Каша неожиданно тоже сел, и от этого Спец смутился и сипло, словно у доски перепугавшись, отозвался:
— Да так… Это из-за поездки.
— А Станок?
— Он просто опекуна знает.
Некоторое время друзья напряжённо молчали, глядя друг на друга… А потом вдруг расслабились и улеглись, головами касаясь друг друга, словно трёхконечная звезда. Всему своё время… А дружба может простить многие тайны.
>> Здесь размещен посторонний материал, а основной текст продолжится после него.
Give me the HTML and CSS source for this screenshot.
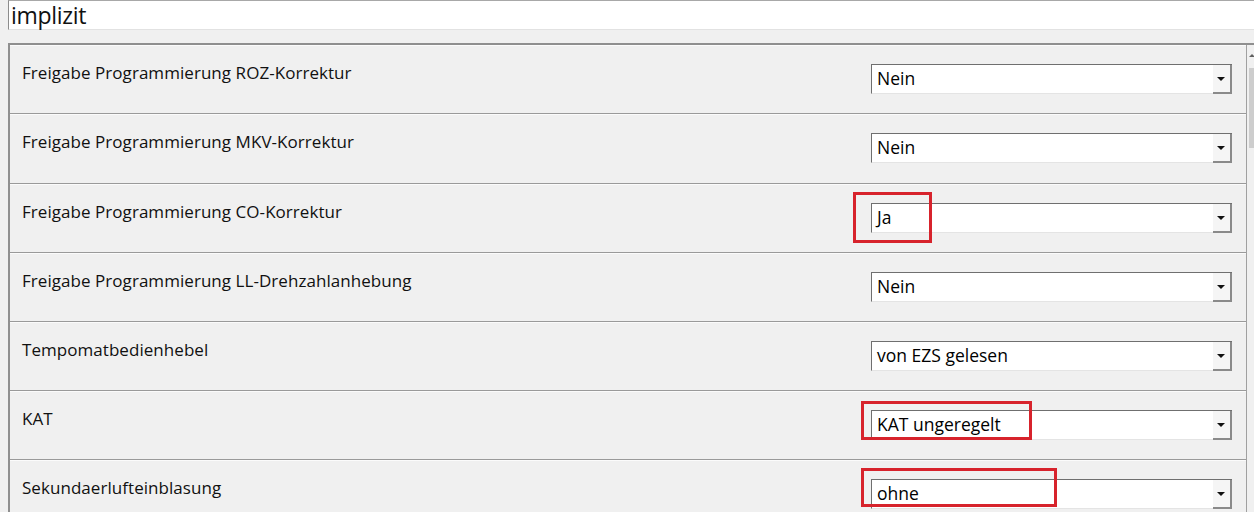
FILE: index.html
```html
<!DOCTYPE html>
<html lang="de">
<head>
<meta charset="utf-8">
<title>Codierung</title>
<link rel="stylesheet" href="styles.css">
</head>
<body>
<div class="topfield">implizit</div>
<div class="panel">
  <div class="rows">
    <div class="row">
      <div class="label">Freigabe Programmierung ROZ-Korrektur</div>
      <div class="combo"><span class="value">Nein</span><span class="btn"><span class="tri"></span></span></div>
    </div>
    <div class="row">
      <div class="label">Freigabe Programmierung MKV-Korrektur</div>
      <div class="combo"><span class="value">Nein</span><span class="btn"><span class="tri"></span></span></div>
    </div>
    <div class="row">
      <div class="label">Freigabe Programmierung CO-Korrektur</div>
      <div class="combo"><span class="value">Ja</span><span class="btn"><span class="tri"></span></span></div>
      <div class="mark mark-ja"></div>
    </div>
    <div class="row">
      <div class="label">Freigabe Programmierung LL-Drehzahlanhebung</div>
      <div class="combo"><span class="value">Nein</span><span class="btn"><span class="tri"></span></span></div>
    </div>
    <div class="row">
      <div class="label">Tempomatbedienhebel</div>
      <div class="combo"><span class="value">von EZS gelesen</span><span class="btn"><span class="tri"></span></span></div>
    </div>
    <div class="row">
      <div class="label">KAT</div>
      <div class="combo"><span class="value">KAT ungeregelt</span><span class="btn"><span class="tri"></span></span></div>
      <div class="mark mark-kat"></div>
    </div>
    <div class="row">
      <div class="label">Sekundaerlufteinblasung</div>
      <div class="combo"><span class="value">ohne</span><span class="btn"><span class="tri"></span></span></div>
      <div class="mark mark-ohne"></div>
    </div>
  </div>
  <div class="scrollbar">
    <div class="arrow"></div>
    <div class="thumb"></div>
  </div>
</div>
</body>
</html>
```
FILE: styles.css
```css
html, body {
  margin: 0;
  padding: 0;
  background: #f0f0f0;
  overflow: hidden;
  width: 1254px;
  height: 512px;
}
body {
  font-family: "Open Sans", "Noto Sans", "DejaVu Sans", sans-serif;
  color: #111;
}
.topfield {
  margin-left: 8px;
  width: 1260px;
  height: 30px;
  box-sizing: border-box;
  background: #fff;
  border-top: 1px solid #a8a8a8;
  border-left: 1px solid #8c8c8c;
  border-bottom: 1px solid #e2e2e2;
  font-size: 23px;
  line-height: 28px;
  padding-left: 2px;
  letter-spacing: -0.3px;
}
.panel {
  margin-top: 13px;
  margin-left: 8px;
  display: flex;
  width: 1270px;
  border-top: 2px solid #8f8f8f;
  border-left: 2px solid #8f8f8f;
}
.rows {
  width: 1236px;
  flex: none;
  border-right: 1px solid #a0a0a0;
}
.row {
  position: relative;
  display: flex;
  align-items: flex-start;
  height: 69px;
  box-sizing: border-box;
  border-bottom: 1px solid #9a9a9a;
  box-shadow: inset 0 1px 0 #fbfbfb;
}
.row:nth-child(2) {
  height: 70px;
}
.label {
  padding-left: 12px;
  padding-top: 17px;
  font-size: 17px;
  line-height: 22px;
  letter-spacing: 0.05px;
}
.combo {
  margin-left: auto;
  margin-right: 14px;
  margin-top: 19px;
  width: 361px;
  height: 30px;
  box-sizing: border-box;
  display: flex;
  background: #fff;
  border-top: 1px solid #6f6f6f;
  border-left: 1px solid #6f6f6f;
  border-bottom: 1px solid #e4e4e4;
}
.value {
  flex: 1;
  padding-left: 5px;
  font-size: 17.5px;
  line-height: 27px;
  color: #000;
}
.btn {
  width: 17px;
  flex: none;
  background: #f5f5f5;
  border-right: 2px solid #8a8a8a;
  border-bottom: 2px solid #8a8a8a;
  display: flex;
  align-items: center;
  justify-content: center;
  margin-bottom: -1px;
}
.tri {
  width: 0;
  height: 0;
  border-left: 4px solid transparent;
  border-right: 4px solid transparent;
  border-top: 4px solid #111;
  margin-left: -2px;
}
.mark {
  position: absolute;
  border: 3px solid #d7232c;
  box-sizing: border-box;
}
.mark-ja {
  left: 843px;
  top: 8px;
  width: 79px;
  height: 51px;
}
.mark-kat {
  left: 851px;
  top: 10px;
  width: 171px;
  height: 39px;
}
.mark-ohne {
  left: 851px;
  top: 8px;
  width: 196px;
  height: 39px;
}
.scrollbar {
  width: 17px;
  flex: none;
  background: #f0f0f0;
  position: relative;
}
.arrow {
  margin: 9px 0 0 2px;
  width: 0;
  height: 0;
  border-left: 3px solid transparent;
  border-right: 3px solid transparent;
  border-bottom: 3px solid #606060;
}
.thumb {
  margin: 11px 0 0 2px;
  width: 13px;
  height: 80px;
  background: #cdcdcd;
}
```
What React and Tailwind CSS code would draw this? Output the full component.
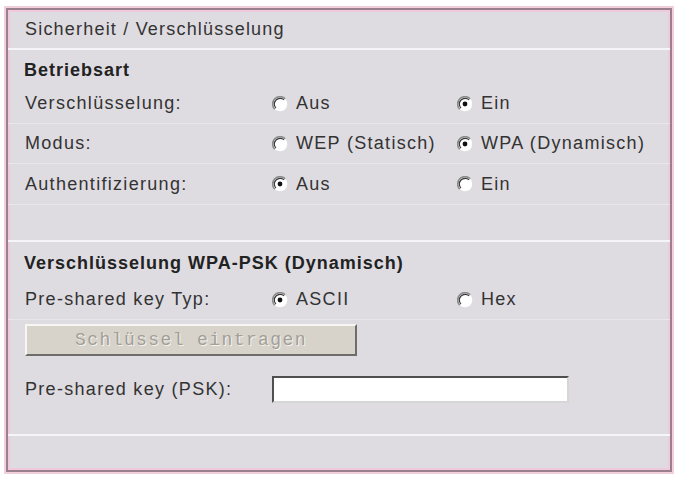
import React from "react";

const font = { fontFamily: '"Liberation Sans", Arial, sans-serif' };

function Radio({ checked }) {
  return (
    <svg width="16" height="16" viewBox="0 0 16 16" className="shrink-0">
      <circle cx="8" cy="8" r="7.3" fill="#ffffff" />
      <path d="M2.8 13.2 A7.3 7.3 0 0 1 13.2 2.8" stroke="#8a8a8a" strokeWidth="1.6" fill="none" />
      <path d="M3.9 12.1 A5.8 5.8 0 0 1 12.1 3.9" stroke="#3a3a3a" strokeWidth="1.2" fill="none" />
      {checked && <circle cx="8" cy="8" r="2.4" fill="#111111" />}
    </svg>
  );
}

function Option({ checked, label }) {
  return (
    <div className="flex items-center gap-[8px]">
      <Radio checked={checked} />
      <span>{label}</span>
    </div>
  );
}

function RadioRow({ label, a, b, checkedA, last }) {
  return (
    <div className={`flex items-center h-[40px] pl-[17px] ${last ? "" : "border-b border-[#e8e6eb]"}`}>
      <div className="w-[247px]">{label}</div>
      <div className="w-[185px]"><Option checked={checkedA} label={a} /></div>
      <div><Option checked={!checkedA} label={b} /></div>
    </div>
  );
}

export default function App() {
  return (
    <div className="w-[674px] h-[478px] bg-white pt-[8px] pl-[6px]" style={font}>
      <div className="w-[666px] h-[464px] border-2 border-[#9a7f8e] bg-[#dedce1] shadow-[0_0_0_2px_#f3cfdd,inset_0_0_0_2px_#efcadb] text-[18px] tracking-[1.3px] text-[#333333] flex flex-col">
        <div className="h-[40px] flex items-center pl-[17px] border-b-2 border-[#f5f4f7] text-[18px] tracking-[1.2px]">
          Sicherheit / Verschlüsselung
        </div>

        <div className="h-[34px] flex items-center pt-[6px] pl-[16px] font-bold tracking-[1px] text-[#222222]">
          Betriebsart
        </div>
        <RadioRow label="Verschlüsselung:" a="Aus" b="Ein" checkedA={false} />
        <RadioRow label="Modus:" a="WEP (Statisch)" b="WPA (Dynamisch)" checkedA={false} />
        <RadioRow label="Authentifizierung:" a="Aus" b="Ein" checkedA={true} last />
        <div className="h-[38px] border-t border-[#e8e6eb] border-b-2 border-b-[#f5f4f7]" />

        <div className="h-[38px] flex items-center pt-[4px] pl-[16px] font-bold tracking-[1px] text-[#222222]">
          Verschlüsselung WPA-PSK (Dynamisch)
        </div>
        <RadioRow label="Pre-shared key Typ:" a="ASCII" b="Hex" checkedA={true} />

        <div className="h-[42px] flex items-start pt-[4px] pl-[17px]">
          <div
            className="w-[332px] h-[32px] flex items-center justify-center bg-[#d7d3cb] border-2 border-t-[#f7f6f2] border-l-[#f7f6f2] border-b-[#6f6d6a] border-r-[#6f6d6a] text-[18px] tracking-[1.4px] text-[#a29e98] [text-shadow:1px_1px_0_#f4f2ee]"
            style={{ fontFamily: '"Liberation Mono", "Courier New", monospace' }}
          >
            Schlüssel eintragen
          </div>
        </div>

        <div className="h-[54px] flex items-center pl-[17px]">
          <div className="w-[247px]">Pre-shared key (PSK):</div>
          <div className="w-[297px] h-[27px] bg-white border-2 border-t-[#4f4f4f] border-l-[#4f4f4f] border-b-[#d6d6d6] border-r-[#d6d6d6]" />
        </div>

        <div className="h-[20px] border-b-2 border-[#f5f4f7]" />
        <div className="flex-1" />
      </div>
    </div>
  );
}
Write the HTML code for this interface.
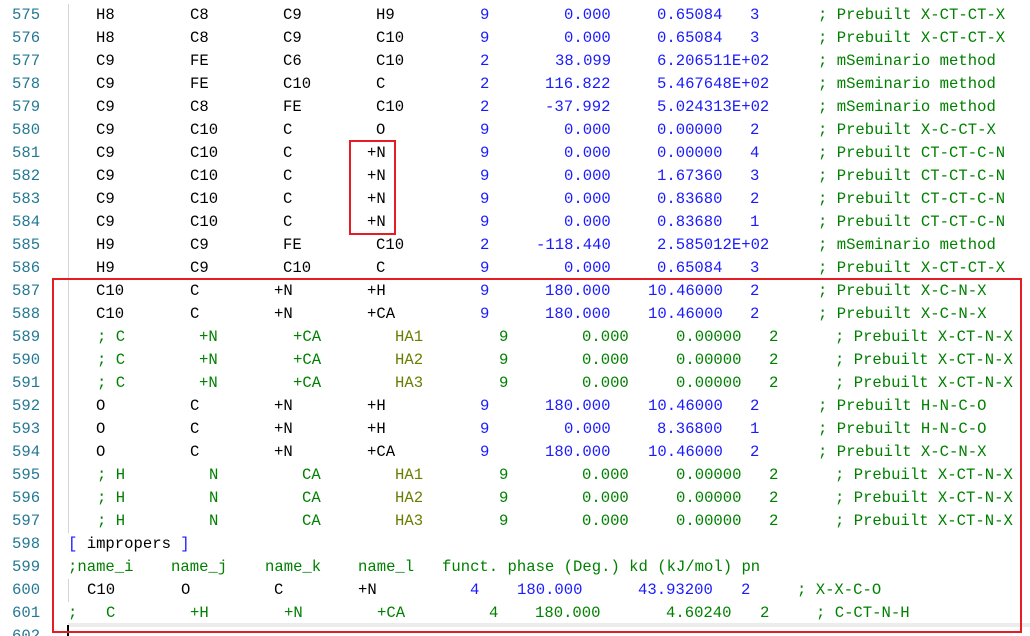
<!DOCTYPE html>
<html><head><meta charset="utf-8"><style>
html,body{margin:0;padding:0;background:#fff;width:1030px;height:636px;overflow:hidden;position:relative}
body{font-family:"Liberation Mono",monospace;font-size:15.6px}
.r{position:absolute;left:0;width:1030px;height:23px;line-height:23px}
.r span{position:absolute;white-space:pre;top:0}
.n{color:#237893;left:12px}
.k{color:#000}
.b{color:#1a1aff}
.g{color:#008000}
.o{color:#6b7d00}
.guide{position:absolute;left:68px;width:1px;background:#d4d4d4}
.box{position:absolute;border:2px solid #e51c23;box-sizing:border-box}
</style></head><body>
<div class="guide" style="top:4px;height:529px"></div>
<div class="guide" style="top:579px;height:23px"></div>
<div style="position:absolute;left:68px;top:623px;width:962px;height:4px;background:#ececec"></div>
<div style="position:absolute;left:67px;top:625px;width:2px;height:11px;background:#000"></div>

<div class="r" style="top:4px"><span class="n">575</span><span class="k" style="left:96px">H8</span><span class="k" style="left:190px">C8</span><span class="k" style="left:283px">C9</span><span class="k" style="left:376px">H9</span><span class="b" style="left:480px">9</span><span class="b" style="left:564px">0.000</span><span class="b" style="left:657px">0.65084</span><span class="b" style="left:750px">3</span><span class="g" style="left:818px">; Prebuilt X-CT-CT-X</span></div>
<div class="r" style="top:27px"><span class="n">576</span><span class="k" style="left:96px">H8</span><span class="k" style="left:190px">C8</span><span class="k" style="left:283px">C9</span><span class="k" style="left:376px">C10</span><span class="b" style="left:480px">9</span><span class="b" style="left:564px">0.000</span><span class="b" style="left:657px">0.65084</span><span class="b" style="left:750px">3</span><span class="g" style="left:818px">; Prebuilt X-CT-CT-X</span></div>
<div class="r" style="top:50px"><span class="n">577</span><span class="k" style="left:96px">C9</span><span class="k" style="left:190px">FE</span><span class="k" style="left:283px">C6</span><span class="k" style="left:376px">C10</span><span class="b" style="left:480px">2</span><span class="b" style="left:555px">38.099</span><span class="b" style="left:657px">6.206511E+02</span><span class="g" style="left:818px">; mSeminario method</span></div>
<div class="r" style="top:73px"><span class="n">578</span><span class="k" style="left:96px">C9</span><span class="k" style="left:190px">FE</span><span class="k" style="left:283px">C10</span><span class="k" style="left:376px">C</span><span class="b" style="left:480px">2</span><span class="b" style="left:545px">116.822</span><span class="b" style="left:657px">5.467648E+02</span><span class="g" style="left:818px">; mSeminario method</span></div>
<div class="r" style="top:96px"><span class="n">579</span><span class="k" style="left:96px">C9</span><span class="k" style="left:190px">C8</span><span class="k" style="left:283px">FE</span><span class="k" style="left:376px">C10</span><span class="b" style="left:480px">2</span><span class="b" style="left:545px">-37.992</span><span class="b" style="left:657px">5.024313E+02</span><span class="g" style="left:818px">; mSeminario method</span></div>
<div class="r" style="top:119px"><span class="n">580</span><span class="k" style="left:96px">C9</span><span class="k" style="left:190px">C10</span><span class="k" style="left:283px">C</span><span class="k" style="left:376px">O</span><span class="b" style="left:480px">9</span><span class="b" style="left:564px">0.000</span><span class="b" style="left:657px">0.00000</span><span class="b" style="left:750px">2</span><span class="g" style="left:818px">; Prebuilt X-C-CT-X</span></div>
<div class="r" style="top:142px"><span class="n">581</span><span class="k" style="left:96px">C9</span><span class="k" style="left:190px">C10</span><span class="k" style="left:283px">C</span><span class="k" style="left:367px">+N</span><span class="b" style="left:480px">9</span><span class="b" style="left:564px">0.000</span><span class="b" style="left:657px">0.00000</span><span class="b" style="left:750px">4</span><span class="g" style="left:818px">; Prebuilt CT-CT-C-N</span></div>
<div class="r" style="top:165px"><span class="n">582</span><span class="k" style="left:96px">C9</span><span class="k" style="left:190px">C10</span><span class="k" style="left:283px">C</span><span class="k" style="left:367px">+N</span><span class="b" style="left:480px">9</span><span class="b" style="left:564px">0.000</span><span class="b" style="left:657px">1.67360</span><span class="b" style="left:750px">3</span><span class="g" style="left:818px">; Prebuilt CT-CT-C-N</span></div>
<div class="r" style="top:188px"><span class="n">583</span><span class="k" style="left:96px">C9</span><span class="k" style="left:190px">C10</span><span class="k" style="left:283px">C</span><span class="k" style="left:367px">+N</span><span class="b" style="left:480px">9</span><span class="b" style="left:564px">0.000</span><span class="b" style="left:657px">0.83680</span><span class="b" style="left:750px">2</span><span class="g" style="left:818px">; Prebuilt CT-CT-C-N</span></div>
<div class="r" style="top:211px"><span class="n">584</span><span class="k" style="left:96px">C9</span><span class="k" style="left:190px">C10</span><span class="k" style="left:283px">C</span><span class="k" style="left:367px">+N</span><span class="b" style="left:480px">9</span><span class="b" style="left:564px">0.000</span><span class="b" style="left:657px">0.83680</span><span class="b" style="left:750px">1</span><span class="g" style="left:818px">; Prebuilt CT-CT-C-N</span></div>
<div class="r" style="top:234px"><span class="n">585</span><span class="k" style="left:96px">H9</span><span class="k" style="left:190px">C9</span><span class="k" style="left:283px">FE</span><span class="k" style="left:376px">C10</span><span class="b" style="left:480px">2</span><span class="b" style="left:536px">-118.440</span><span class="b" style="left:657px">2.585012E+02</span><span class="g" style="left:818px">; mSeminario method</span></div>
<div class="r" style="top:257px"><span class="n">586</span><span class="k" style="left:96px">H9</span><span class="k" style="left:190px">C9</span><span class="k" style="left:283px">C10</span><span class="k" style="left:376px">C</span><span class="b" style="left:480px">9</span><span class="b" style="left:564px">0.000</span><span class="b" style="left:657px">0.65084</span><span class="b" style="left:750px">3</span><span class="g" style="left:818px">; Prebuilt X-CT-CT-X</span></div>
<div class="r" style="top:280px"><span class="n">587</span><span class="k" style="left:96px">C10</span><span class="k" style="left:190px">C</span><span class="k" style="left:274px">+N</span><span class="k" style="left:367px">+H</span><span class="b" style="left:480px">9</span><span class="b" style="left:545px">180.000</span><span class="b" style="left:648px">10.46000</span><span class="b" style="left:750px">2</span><span class="g" style="left:818px">; Prebuilt X-C-N-X</span></div>
<div class="r" style="top:303px"><span class="n">588</span><span class="k" style="left:96px">C10</span><span class="k" style="left:190px">C</span><span class="k" style="left:274px">+N</span><span class="k" style="left:367px">+CA</span><span class="b" style="left:480px">9</span><span class="b" style="left:545px">180.000</span><span class="b" style="left:648px">10.46000</span><span class="b" style="left:750px">2</span><span class="g" style="left:818px">; Prebuilt X-C-N-X</span></div>
<div class="r" style="top:326px"><span class="n">589</span><span class="g" style="left:97px">; C</span><span class="g" style="left:199px">+N</span><span class="g" style="left:293px">+CA</span><span class="o" style="left:395px">HA1</span><span class="g" style="left:499px">9</span><span class="g" style="left:582px">0.000</span><span class="g" style="left:676px">0.00000</span><span class="g" style="left:769px">2</span><span class="g" style="left:835px">; Prebuilt X-CT-N-X</span></div>
<div class="r" style="top:349px"><span class="n">590</span><span class="g" style="left:97px">; C</span><span class="g" style="left:199px">+N</span><span class="g" style="left:293px">+CA</span><span class="o" style="left:395px">HA2</span><span class="g" style="left:499px">9</span><span class="g" style="left:582px">0.000</span><span class="g" style="left:676px">0.00000</span><span class="g" style="left:769px">2</span><span class="g" style="left:835px">; Prebuilt X-CT-N-X</span></div>
<div class="r" style="top:372px"><span class="n">591</span><span class="g" style="left:97px">; C</span><span class="g" style="left:199px">+N</span><span class="g" style="left:293px">+CA</span><span class="o" style="left:395px">HA3</span><span class="g" style="left:499px">9</span><span class="g" style="left:582px">0.000</span><span class="g" style="left:676px">0.00000</span><span class="g" style="left:769px">2</span><span class="g" style="left:835px">; Prebuilt X-CT-N-X</span></div>
<div class="r" style="top:395px"><span class="n">592</span><span class="k" style="left:96px">O</span><span class="k" style="left:190px">C</span><span class="k" style="left:274px">+N</span><span class="k" style="left:367px">+H</span><span class="b" style="left:480px">9</span><span class="b" style="left:545px">180.000</span><span class="b" style="left:648px">10.46000</span><span class="b" style="left:750px">2</span><span class="g" style="left:818px">; Prebuilt H-N-C-O</span></div>
<div class="r" style="top:418px"><span class="n">593</span><span class="k" style="left:96px">O</span><span class="k" style="left:190px">C</span><span class="k" style="left:274px">+N</span><span class="k" style="left:367px">+H</span><span class="b" style="left:480px">9</span><span class="b" style="left:564px">0.000</span><span class="b" style="left:657px">8.36800</span><span class="b" style="left:750px">1</span><span class="g" style="left:818px">; Prebuilt H-N-C-O</span></div>
<div class="r" style="top:441px"><span class="n">594</span><span class="k" style="left:96px">O</span><span class="k" style="left:190px">C</span><span class="k" style="left:274px">+N</span><span class="k" style="left:367px">+CA</span><span class="b" style="left:480px">9</span><span class="b" style="left:545px">180.000</span><span class="b" style="left:648px">10.46000</span><span class="b" style="left:750px">2</span><span class="g" style="left:818px">; Prebuilt X-C-N-X</span></div>
<div class="r" style="top:464px"><span class="n">595</span><span class="g" style="left:97px">; H</span><span class="g" style="left:209px">N</span><span class="g" style="left:302px">CA</span><span class="o" style="left:395px">HA1</span><span class="g" style="left:499px">9</span><span class="g" style="left:582px">0.000</span><span class="g" style="left:676px">0.00000</span><span class="g" style="left:769px">2</span><span class="g" style="left:835px">; Prebuilt X-CT-N-X</span></div>
<div class="r" style="top:487px"><span class="n">596</span><span class="g" style="left:97px">; H</span><span class="g" style="left:209px">N</span><span class="g" style="left:302px">CA</span><span class="o" style="left:395px">HA2</span><span class="g" style="left:499px">9</span><span class="g" style="left:582px">0.000</span><span class="g" style="left:676px">0.00000</span><span class="g" style="left:769px">2</span><span class="g" style="left:835px">; Prebuilt X-CT-N-X</span></div>
<div class="r" style="top:510px"><span class="n">597</span><span class="g" style="left:97px">; H</span><span class="g" style="left:209px">N</span><span class="g" style="left:302px">CA</span><span class="o" style="left:395px">HA3</span><span class="g" style="left:499px">9</span><span class="g" style="left:582px">0.000</span><span class="g" style="left:676px">0.00000</span><span class="g" style="left:769px">2</span><span class="g" style="left:835px">; Prebuilt X-CT-N-X</span></div>
<div class="r" style="top:533px"><span class="n">598</span><span style="left:68px"><span class="b" style="position:static">[</span><span class="k" style="position:static"> impropers </span><span class="b" style="position:static">]</span></span></div>
<div class="r" style="top:556px"><span class="n">599</span><span class="g" style="left:68px">;name_i</span><span class="g" style="left:171px">name_j</span><span class="g" style="left:265px">name_k</span><span class="g" style="left:358px">name_l</span><span class="g" style="left:442px">funct. phase (Deg.) kd (kJ/mol) pn</span></div>
<div class="r" style="top:579px"><span class="n">600</span><span class="k" style="left:87px">C10</span><span class="k" style="left:181px">O</span><span class="k" style="left:274px">C</span><span class="k" style="left:358px">+N</span><span class="b" style="left:470px">4</span><span class="b" style="left:517px">180.000</span><span class="b" style="left:638px">43.93200</span><span class="b" style="left:741px">2</span><span class="g" style="left:797px">; X-X-C-O</span></div>
<div class="r" style="top:602px"><span class="n">601</span><span class="g" style="left:68px">;</span><span class="g" style="left:106px">C</span><span class="g" style="left:190px">+H</span><span class="g" style="left:284px">+N</span><span class="g" style="left:377px">+CA</span><span class="g" style="left:489px">4</span><span class="g" style="left:535px">180.000</span><span class="g" style="left:666px">4.60240</span><span class="g" style="left:760px">2</span><span class="g" style="left:816px">; C-CT-N-H</span></div>
<div class="r" style="top:625px"><span class="n">602</span></div>

<div class="box" style="left:349px;top:140px;width:47px;height:95px"></div>
<div class="box" style="left:52px;top:278px;width:970px;height:355px"></div>
</body></html>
… Солнце сквозь быстро несущиеся облака приятно грело лицо. В кустах заливались птицы. Запах свободы из ветра никуда не исчез, но стал не таким дразнящим, не сводил с ума, а просто наполнял что-то внутри, как воздух наполняет яркий воздушный шарик. Даже на губах Спеца появилась неуверенная улыбка.
— Сколько времени? — просто так спросил он, хотя часы были у него на руке. На них Раста и поглядела, приподнявшись, чтобы ответить:
— Половина четвёртого.
Улыбка с губ Сифа сползла — безо всякой на то причины. Он почувствовал вдруг, что у шарика, наполненного газом под названием свобода, на конце верёвочки висит странный груз. Это был груз воспоминаний и страха перед будущим: а вдруг всё когда-нибудь повторится? А вдруг так быстро время течёт — к страшному повороту назад?..
Полдень миновал — и уже давно. Стрелка бежала всё вперёд и вперёд, словно не зная, что с каждым своим оборотом приближает наступление заката. Ветер с запахом свободы внезапно утих, осознав, что не в силах изменить ход времени, а закат ждал где-то впереди. Далеко. За несколько лет.
Всё равно ждёт, и люди не в силах остановить время, как бы им ни хотелось — Мефистофель не отзовётся на их «Остановись, мгновенье!», у него есть дела и поважнее: война — это раздолье для таких, как он, демонов.